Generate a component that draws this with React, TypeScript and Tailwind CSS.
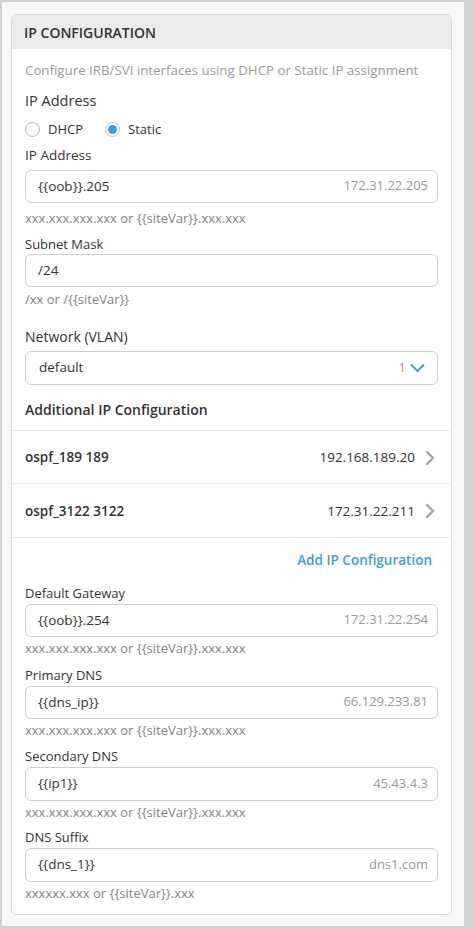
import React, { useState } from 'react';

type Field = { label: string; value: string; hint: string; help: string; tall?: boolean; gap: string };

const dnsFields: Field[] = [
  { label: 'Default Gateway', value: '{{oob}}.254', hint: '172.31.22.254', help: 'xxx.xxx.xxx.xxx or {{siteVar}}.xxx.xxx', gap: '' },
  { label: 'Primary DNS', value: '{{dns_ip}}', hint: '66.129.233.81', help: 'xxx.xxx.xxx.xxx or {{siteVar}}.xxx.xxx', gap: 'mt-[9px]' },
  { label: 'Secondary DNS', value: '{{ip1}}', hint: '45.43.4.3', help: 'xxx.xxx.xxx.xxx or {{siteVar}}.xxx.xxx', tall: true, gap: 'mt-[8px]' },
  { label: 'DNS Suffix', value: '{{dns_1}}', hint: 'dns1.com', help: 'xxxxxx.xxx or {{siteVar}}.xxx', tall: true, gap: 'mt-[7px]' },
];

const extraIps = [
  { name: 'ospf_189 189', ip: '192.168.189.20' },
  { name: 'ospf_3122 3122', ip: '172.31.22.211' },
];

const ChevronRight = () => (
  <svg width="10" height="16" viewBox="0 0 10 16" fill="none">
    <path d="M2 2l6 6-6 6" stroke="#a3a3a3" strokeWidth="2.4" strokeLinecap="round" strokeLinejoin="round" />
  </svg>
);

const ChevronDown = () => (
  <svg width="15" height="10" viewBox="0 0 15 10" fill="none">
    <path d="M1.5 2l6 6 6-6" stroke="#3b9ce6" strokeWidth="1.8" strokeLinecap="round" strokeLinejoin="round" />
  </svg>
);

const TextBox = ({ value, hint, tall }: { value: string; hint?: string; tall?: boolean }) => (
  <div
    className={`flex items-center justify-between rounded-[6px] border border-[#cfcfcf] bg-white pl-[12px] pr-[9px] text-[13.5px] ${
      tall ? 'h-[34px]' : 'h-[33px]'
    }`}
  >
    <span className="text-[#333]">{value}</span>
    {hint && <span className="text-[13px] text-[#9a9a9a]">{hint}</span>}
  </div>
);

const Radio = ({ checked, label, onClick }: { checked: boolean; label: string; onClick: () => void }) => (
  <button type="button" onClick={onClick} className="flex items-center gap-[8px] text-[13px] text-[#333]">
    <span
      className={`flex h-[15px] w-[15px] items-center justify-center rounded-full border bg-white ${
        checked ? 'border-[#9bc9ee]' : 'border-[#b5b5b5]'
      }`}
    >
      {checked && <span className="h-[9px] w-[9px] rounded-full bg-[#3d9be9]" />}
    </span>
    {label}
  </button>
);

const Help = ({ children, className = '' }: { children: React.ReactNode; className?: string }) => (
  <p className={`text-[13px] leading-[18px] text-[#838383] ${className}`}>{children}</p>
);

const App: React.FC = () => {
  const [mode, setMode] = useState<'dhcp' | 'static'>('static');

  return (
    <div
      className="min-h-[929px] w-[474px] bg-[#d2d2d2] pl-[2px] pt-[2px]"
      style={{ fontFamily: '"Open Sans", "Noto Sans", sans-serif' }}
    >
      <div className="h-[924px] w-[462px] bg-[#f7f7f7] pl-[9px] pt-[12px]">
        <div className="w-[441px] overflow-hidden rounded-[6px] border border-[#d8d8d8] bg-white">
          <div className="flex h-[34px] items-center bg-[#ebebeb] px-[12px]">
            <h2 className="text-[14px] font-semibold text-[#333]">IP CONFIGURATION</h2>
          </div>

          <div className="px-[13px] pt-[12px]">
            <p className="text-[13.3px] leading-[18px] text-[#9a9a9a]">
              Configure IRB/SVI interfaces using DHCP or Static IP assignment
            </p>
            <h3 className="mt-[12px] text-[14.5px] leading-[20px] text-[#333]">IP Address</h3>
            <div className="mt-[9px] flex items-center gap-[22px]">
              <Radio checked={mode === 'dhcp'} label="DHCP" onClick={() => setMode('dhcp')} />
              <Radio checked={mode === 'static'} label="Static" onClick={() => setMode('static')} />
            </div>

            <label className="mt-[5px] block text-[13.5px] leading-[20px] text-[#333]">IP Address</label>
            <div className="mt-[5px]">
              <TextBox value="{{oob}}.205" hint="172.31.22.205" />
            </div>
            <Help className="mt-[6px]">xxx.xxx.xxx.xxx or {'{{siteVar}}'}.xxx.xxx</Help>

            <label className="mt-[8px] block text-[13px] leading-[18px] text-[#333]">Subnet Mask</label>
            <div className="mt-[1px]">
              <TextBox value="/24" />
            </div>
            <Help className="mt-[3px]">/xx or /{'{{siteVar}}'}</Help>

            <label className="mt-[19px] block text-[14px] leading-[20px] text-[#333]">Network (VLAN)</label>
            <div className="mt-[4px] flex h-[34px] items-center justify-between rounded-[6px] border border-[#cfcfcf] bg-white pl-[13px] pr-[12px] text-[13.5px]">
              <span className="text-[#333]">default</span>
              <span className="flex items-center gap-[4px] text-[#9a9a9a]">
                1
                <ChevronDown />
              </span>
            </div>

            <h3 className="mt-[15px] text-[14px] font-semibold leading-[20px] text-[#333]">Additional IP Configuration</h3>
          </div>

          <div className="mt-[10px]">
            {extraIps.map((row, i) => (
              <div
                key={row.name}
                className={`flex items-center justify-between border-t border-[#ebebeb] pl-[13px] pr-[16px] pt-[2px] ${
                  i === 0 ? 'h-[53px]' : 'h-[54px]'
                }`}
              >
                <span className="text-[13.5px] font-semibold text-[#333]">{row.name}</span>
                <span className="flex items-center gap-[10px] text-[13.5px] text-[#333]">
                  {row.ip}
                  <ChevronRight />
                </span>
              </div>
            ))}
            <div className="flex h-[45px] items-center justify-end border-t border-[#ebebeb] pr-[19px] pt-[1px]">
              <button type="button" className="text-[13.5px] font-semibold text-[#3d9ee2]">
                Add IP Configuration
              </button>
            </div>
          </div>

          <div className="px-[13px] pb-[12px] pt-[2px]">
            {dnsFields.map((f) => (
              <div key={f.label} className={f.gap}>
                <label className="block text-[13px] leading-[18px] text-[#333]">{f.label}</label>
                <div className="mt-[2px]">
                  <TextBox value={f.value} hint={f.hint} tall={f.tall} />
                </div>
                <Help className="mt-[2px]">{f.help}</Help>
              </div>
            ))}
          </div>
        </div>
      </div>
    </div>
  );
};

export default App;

______________________________

▶ _Goal_
Return nothing but the lines running from the start of the data to the line with "string; value: string;", please, both ends included and no pictures.

▶ _Reply_
Generate a component that draws this with React, TypeScript and Tailwind CSS.
import React, { useState } from 'react';

type Field = { label: string; value: string; hint: string; help: string; tall?: boolean; gap: string };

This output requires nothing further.